* _Problem_: Check each line of the material. Copy those containing "that".

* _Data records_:
>> begin
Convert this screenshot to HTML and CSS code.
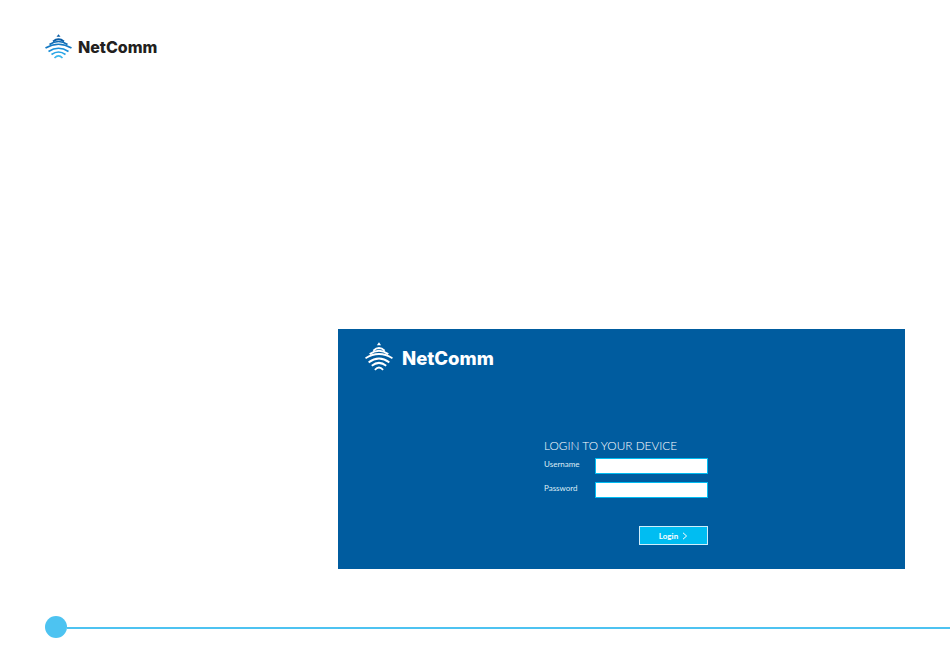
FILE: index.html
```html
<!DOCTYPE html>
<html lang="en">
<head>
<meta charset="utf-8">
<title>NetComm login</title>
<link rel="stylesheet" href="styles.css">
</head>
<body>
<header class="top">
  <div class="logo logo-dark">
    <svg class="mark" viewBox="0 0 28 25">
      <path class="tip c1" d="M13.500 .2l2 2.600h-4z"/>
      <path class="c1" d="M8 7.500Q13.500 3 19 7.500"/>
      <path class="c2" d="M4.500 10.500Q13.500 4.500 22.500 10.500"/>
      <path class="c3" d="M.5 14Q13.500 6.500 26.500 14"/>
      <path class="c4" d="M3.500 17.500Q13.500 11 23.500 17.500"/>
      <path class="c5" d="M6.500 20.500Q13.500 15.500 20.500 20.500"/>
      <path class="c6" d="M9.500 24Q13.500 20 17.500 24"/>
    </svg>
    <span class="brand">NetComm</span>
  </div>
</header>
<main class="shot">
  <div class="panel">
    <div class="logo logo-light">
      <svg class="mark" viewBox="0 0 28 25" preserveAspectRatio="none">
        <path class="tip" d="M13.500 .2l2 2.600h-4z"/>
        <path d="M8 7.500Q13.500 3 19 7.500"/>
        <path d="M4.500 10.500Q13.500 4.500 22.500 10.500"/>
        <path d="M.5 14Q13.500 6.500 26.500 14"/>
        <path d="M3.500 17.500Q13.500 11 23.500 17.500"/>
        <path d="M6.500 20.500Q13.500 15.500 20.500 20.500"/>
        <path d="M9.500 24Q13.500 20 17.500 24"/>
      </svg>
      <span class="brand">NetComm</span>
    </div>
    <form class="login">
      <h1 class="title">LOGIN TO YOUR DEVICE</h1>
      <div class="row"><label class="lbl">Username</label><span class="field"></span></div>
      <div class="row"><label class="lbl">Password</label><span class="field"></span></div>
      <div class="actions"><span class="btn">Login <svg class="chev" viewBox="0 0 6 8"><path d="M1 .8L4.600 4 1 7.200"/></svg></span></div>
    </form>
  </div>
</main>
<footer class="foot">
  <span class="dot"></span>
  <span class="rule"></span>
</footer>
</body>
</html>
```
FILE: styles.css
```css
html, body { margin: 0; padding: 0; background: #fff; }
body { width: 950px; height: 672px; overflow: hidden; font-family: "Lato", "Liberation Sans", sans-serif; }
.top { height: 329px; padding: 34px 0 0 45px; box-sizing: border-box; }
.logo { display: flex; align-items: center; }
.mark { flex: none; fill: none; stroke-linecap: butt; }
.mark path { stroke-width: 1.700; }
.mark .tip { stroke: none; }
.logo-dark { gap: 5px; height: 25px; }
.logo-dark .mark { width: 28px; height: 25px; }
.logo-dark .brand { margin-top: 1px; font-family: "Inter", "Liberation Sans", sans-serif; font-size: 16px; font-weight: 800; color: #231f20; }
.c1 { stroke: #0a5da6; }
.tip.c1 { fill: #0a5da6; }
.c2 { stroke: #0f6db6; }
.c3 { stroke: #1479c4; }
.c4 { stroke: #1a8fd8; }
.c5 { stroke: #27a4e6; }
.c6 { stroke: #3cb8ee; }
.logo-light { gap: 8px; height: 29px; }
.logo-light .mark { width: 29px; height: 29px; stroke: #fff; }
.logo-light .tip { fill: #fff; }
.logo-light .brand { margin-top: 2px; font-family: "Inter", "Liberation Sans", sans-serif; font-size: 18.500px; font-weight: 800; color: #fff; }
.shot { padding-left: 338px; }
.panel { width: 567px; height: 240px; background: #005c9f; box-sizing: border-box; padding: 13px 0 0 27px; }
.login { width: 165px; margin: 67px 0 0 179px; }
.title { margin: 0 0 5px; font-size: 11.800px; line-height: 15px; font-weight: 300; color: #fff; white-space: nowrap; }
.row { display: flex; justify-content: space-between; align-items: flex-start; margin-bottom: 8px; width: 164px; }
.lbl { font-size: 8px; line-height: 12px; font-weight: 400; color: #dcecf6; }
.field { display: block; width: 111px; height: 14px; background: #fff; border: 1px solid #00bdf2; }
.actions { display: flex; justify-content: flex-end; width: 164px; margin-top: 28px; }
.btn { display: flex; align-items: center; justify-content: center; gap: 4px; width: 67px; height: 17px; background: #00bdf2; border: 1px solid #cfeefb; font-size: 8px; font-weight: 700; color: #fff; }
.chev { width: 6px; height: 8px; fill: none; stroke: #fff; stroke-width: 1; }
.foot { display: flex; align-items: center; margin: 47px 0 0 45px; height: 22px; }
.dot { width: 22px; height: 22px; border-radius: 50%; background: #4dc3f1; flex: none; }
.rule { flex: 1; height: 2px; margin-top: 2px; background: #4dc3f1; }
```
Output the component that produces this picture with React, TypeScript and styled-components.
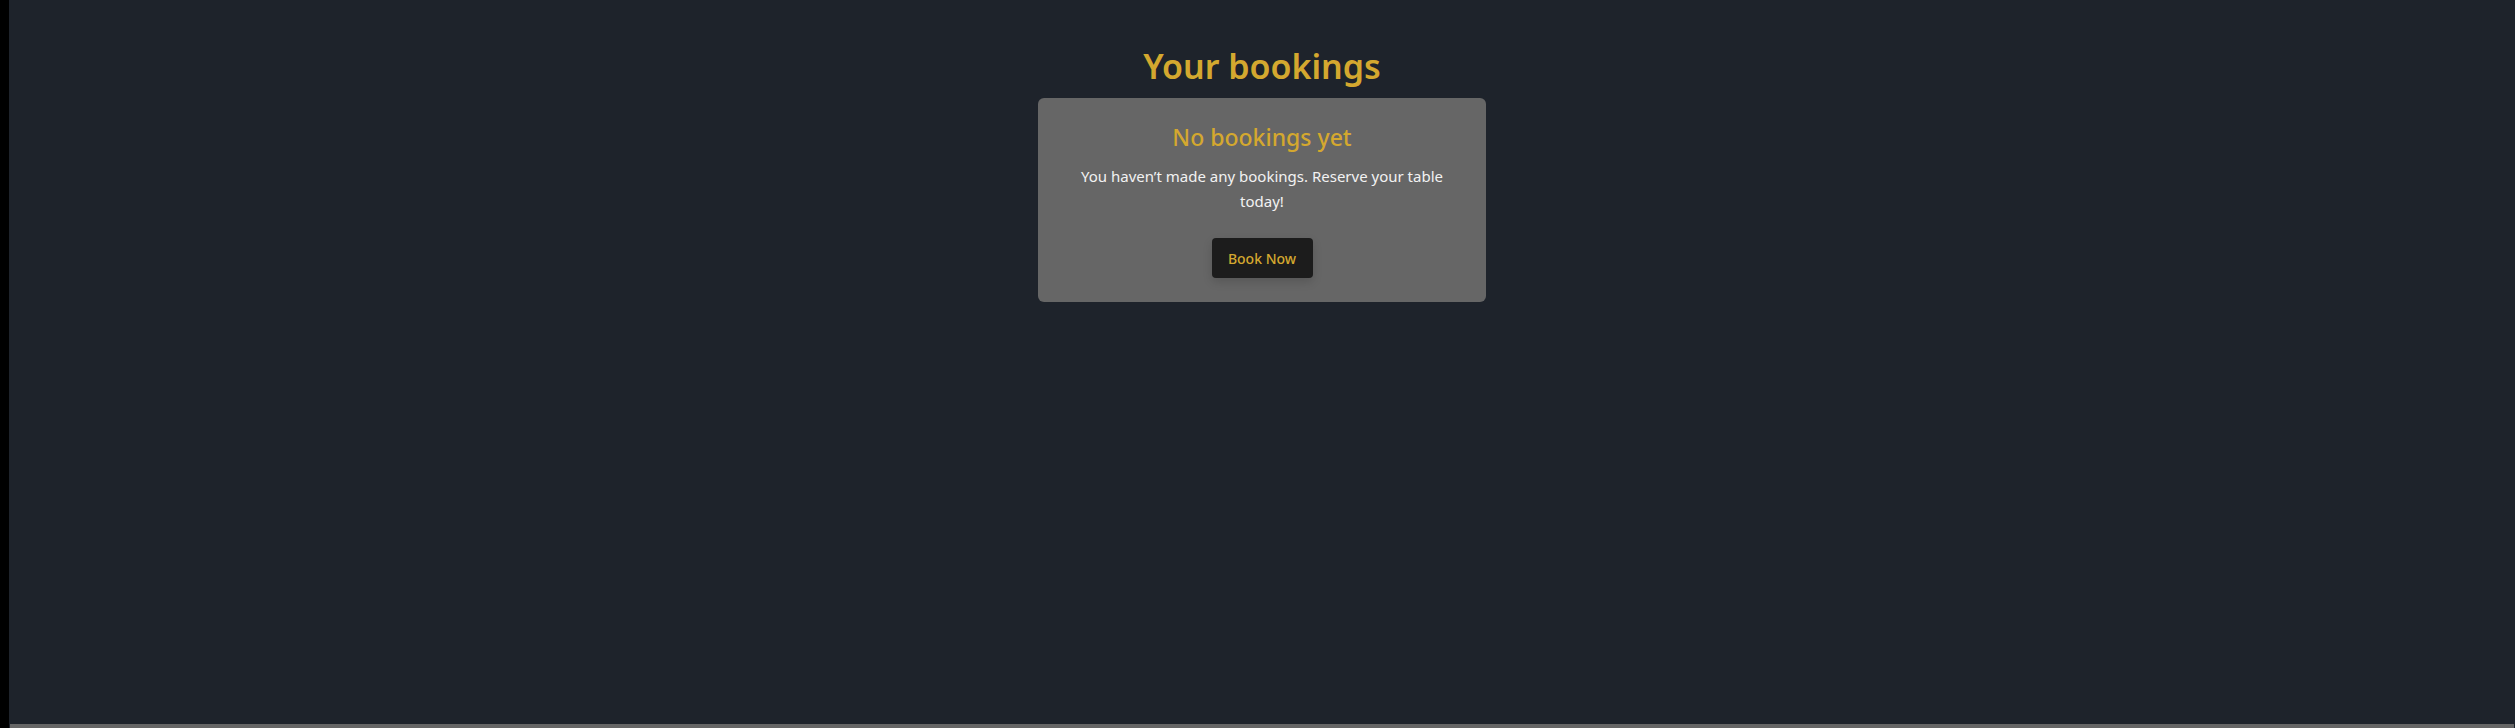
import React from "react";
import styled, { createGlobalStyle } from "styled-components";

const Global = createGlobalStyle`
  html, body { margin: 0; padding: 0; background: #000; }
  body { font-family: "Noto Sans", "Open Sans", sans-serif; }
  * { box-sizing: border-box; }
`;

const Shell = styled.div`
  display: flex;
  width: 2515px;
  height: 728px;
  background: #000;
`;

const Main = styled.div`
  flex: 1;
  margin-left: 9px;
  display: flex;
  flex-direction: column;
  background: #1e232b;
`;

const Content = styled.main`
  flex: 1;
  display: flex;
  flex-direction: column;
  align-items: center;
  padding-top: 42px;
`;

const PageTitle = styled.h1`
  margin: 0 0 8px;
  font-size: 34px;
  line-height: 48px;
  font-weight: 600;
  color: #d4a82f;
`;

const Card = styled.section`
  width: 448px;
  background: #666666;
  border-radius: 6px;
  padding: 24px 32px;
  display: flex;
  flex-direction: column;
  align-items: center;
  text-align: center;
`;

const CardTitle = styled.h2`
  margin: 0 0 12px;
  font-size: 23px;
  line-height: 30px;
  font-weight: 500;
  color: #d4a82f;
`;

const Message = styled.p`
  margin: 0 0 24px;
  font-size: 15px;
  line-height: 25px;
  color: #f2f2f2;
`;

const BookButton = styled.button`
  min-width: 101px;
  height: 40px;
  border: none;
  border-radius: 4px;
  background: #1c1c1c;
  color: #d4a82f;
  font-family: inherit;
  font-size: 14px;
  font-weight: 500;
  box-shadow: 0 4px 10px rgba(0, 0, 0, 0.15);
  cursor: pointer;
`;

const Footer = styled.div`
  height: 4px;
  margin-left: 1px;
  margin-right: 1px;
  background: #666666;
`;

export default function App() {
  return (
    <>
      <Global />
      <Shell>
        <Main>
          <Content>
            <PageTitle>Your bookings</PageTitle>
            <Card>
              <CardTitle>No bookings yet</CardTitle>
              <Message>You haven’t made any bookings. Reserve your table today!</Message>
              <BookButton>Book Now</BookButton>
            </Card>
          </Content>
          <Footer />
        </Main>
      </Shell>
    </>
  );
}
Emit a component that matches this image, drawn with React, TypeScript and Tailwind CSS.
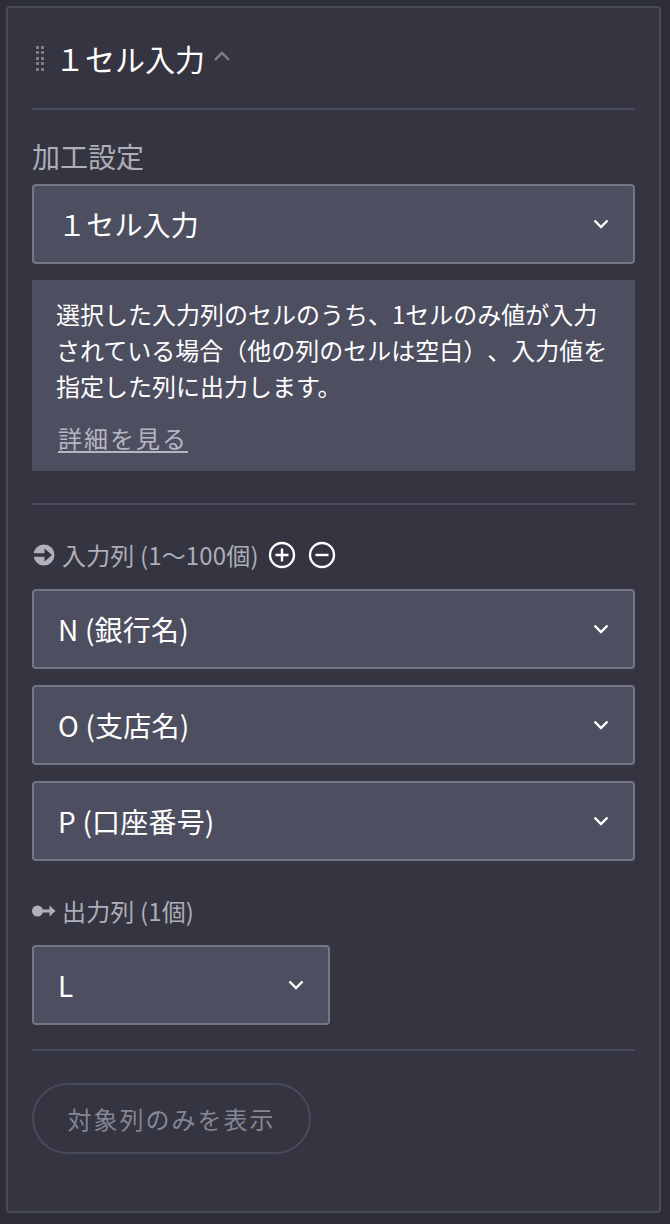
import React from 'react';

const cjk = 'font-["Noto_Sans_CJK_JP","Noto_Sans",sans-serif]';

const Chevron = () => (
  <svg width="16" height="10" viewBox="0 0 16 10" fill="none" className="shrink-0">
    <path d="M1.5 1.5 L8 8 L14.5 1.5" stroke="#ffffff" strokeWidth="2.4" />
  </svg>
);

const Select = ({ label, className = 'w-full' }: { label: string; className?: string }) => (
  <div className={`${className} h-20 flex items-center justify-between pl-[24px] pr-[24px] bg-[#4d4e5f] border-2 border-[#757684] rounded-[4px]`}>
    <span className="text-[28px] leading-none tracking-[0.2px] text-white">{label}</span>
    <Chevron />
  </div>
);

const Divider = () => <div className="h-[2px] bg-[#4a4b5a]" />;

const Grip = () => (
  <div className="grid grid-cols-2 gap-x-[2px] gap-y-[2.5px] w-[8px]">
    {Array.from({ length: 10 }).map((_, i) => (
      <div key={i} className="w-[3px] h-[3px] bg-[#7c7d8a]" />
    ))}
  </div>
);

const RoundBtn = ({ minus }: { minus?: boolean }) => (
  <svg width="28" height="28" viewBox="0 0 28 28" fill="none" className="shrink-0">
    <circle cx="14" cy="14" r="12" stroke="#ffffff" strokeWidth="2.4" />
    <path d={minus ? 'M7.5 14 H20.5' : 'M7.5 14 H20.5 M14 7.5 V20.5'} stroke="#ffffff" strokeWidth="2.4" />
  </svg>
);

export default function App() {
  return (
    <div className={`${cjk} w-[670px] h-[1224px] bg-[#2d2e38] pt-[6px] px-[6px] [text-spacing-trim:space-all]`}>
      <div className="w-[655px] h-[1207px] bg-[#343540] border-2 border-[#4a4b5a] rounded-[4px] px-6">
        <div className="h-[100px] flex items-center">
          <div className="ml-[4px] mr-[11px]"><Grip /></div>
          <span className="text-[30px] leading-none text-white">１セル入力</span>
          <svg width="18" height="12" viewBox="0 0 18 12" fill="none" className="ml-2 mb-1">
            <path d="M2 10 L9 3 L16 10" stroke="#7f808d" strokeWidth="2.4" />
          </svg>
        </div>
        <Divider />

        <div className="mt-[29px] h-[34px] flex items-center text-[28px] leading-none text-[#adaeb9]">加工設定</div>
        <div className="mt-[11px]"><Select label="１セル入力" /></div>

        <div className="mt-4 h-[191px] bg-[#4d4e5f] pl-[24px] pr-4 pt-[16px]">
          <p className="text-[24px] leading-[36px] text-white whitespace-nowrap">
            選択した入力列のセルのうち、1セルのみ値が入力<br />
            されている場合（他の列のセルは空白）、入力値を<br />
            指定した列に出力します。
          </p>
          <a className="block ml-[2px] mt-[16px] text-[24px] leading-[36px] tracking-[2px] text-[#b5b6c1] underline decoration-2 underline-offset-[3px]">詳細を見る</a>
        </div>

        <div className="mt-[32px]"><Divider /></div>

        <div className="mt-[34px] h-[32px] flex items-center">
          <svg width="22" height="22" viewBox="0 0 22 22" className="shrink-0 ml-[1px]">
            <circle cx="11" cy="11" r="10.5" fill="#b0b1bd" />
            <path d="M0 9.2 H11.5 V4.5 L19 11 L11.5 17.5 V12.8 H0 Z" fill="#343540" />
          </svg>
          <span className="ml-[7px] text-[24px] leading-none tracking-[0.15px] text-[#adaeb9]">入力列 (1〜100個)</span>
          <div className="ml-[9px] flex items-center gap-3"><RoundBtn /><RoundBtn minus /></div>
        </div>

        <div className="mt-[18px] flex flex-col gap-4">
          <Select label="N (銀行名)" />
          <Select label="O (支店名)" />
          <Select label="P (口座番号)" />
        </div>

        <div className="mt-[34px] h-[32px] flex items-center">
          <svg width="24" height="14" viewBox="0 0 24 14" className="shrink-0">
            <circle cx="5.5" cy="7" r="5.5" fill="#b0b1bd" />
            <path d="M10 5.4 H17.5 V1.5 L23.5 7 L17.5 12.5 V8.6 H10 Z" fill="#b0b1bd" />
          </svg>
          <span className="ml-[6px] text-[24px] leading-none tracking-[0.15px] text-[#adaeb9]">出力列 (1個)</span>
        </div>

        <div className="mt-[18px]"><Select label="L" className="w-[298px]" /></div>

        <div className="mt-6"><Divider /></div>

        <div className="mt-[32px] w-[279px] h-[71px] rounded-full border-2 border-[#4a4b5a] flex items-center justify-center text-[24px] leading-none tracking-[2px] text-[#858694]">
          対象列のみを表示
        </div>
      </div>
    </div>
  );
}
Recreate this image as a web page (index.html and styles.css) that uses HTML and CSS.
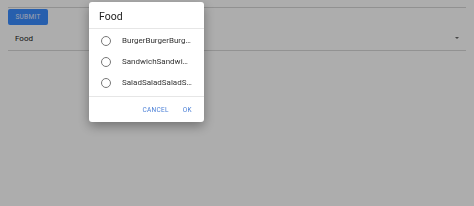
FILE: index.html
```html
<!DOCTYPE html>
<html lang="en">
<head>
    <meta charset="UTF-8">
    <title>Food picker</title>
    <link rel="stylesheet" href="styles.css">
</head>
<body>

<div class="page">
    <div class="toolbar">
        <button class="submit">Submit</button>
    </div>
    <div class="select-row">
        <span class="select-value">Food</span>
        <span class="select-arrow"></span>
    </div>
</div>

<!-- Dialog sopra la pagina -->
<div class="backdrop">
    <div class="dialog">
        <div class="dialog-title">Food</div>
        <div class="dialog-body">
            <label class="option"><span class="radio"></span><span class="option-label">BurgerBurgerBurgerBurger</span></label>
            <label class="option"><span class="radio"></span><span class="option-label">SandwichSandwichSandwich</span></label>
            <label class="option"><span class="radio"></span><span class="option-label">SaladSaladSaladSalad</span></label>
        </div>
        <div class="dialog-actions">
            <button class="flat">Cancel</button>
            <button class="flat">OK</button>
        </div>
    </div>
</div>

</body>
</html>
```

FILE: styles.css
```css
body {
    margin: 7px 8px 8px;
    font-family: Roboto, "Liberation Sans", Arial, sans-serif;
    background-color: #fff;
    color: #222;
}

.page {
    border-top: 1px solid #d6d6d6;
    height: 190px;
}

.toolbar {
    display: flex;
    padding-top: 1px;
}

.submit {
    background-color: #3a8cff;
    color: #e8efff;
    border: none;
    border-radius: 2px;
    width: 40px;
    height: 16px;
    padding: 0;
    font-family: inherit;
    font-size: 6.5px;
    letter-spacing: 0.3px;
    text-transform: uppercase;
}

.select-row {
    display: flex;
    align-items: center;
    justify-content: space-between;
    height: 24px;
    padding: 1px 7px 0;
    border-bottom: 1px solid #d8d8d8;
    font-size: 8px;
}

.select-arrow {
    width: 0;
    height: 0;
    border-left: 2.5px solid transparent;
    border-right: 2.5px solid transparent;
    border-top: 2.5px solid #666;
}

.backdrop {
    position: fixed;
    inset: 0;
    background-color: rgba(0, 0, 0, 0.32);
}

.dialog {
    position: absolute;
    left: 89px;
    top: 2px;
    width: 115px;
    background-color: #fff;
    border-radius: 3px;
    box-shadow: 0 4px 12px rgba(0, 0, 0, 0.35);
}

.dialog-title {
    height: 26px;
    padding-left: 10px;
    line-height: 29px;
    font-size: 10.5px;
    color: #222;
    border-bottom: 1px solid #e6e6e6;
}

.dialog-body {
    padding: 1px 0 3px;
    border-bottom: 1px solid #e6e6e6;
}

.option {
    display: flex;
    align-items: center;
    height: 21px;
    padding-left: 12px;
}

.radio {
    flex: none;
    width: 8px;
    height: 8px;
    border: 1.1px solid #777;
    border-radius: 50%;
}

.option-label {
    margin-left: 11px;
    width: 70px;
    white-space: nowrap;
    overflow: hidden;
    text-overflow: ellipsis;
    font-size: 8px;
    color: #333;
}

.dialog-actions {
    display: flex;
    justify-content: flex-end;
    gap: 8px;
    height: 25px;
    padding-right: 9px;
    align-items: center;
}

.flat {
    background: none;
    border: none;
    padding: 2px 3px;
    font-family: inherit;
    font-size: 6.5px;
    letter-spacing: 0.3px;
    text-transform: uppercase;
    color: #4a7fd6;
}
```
>> end
* _Result_:
Output the component that produces this picture with React, TypeScript and styled-components.
Emit a component that matches this image, drawn with React, TypeScript and Tailwind CSS.
Recreate this image as a web page (index.html and styles.css) that uses HTML and CSS.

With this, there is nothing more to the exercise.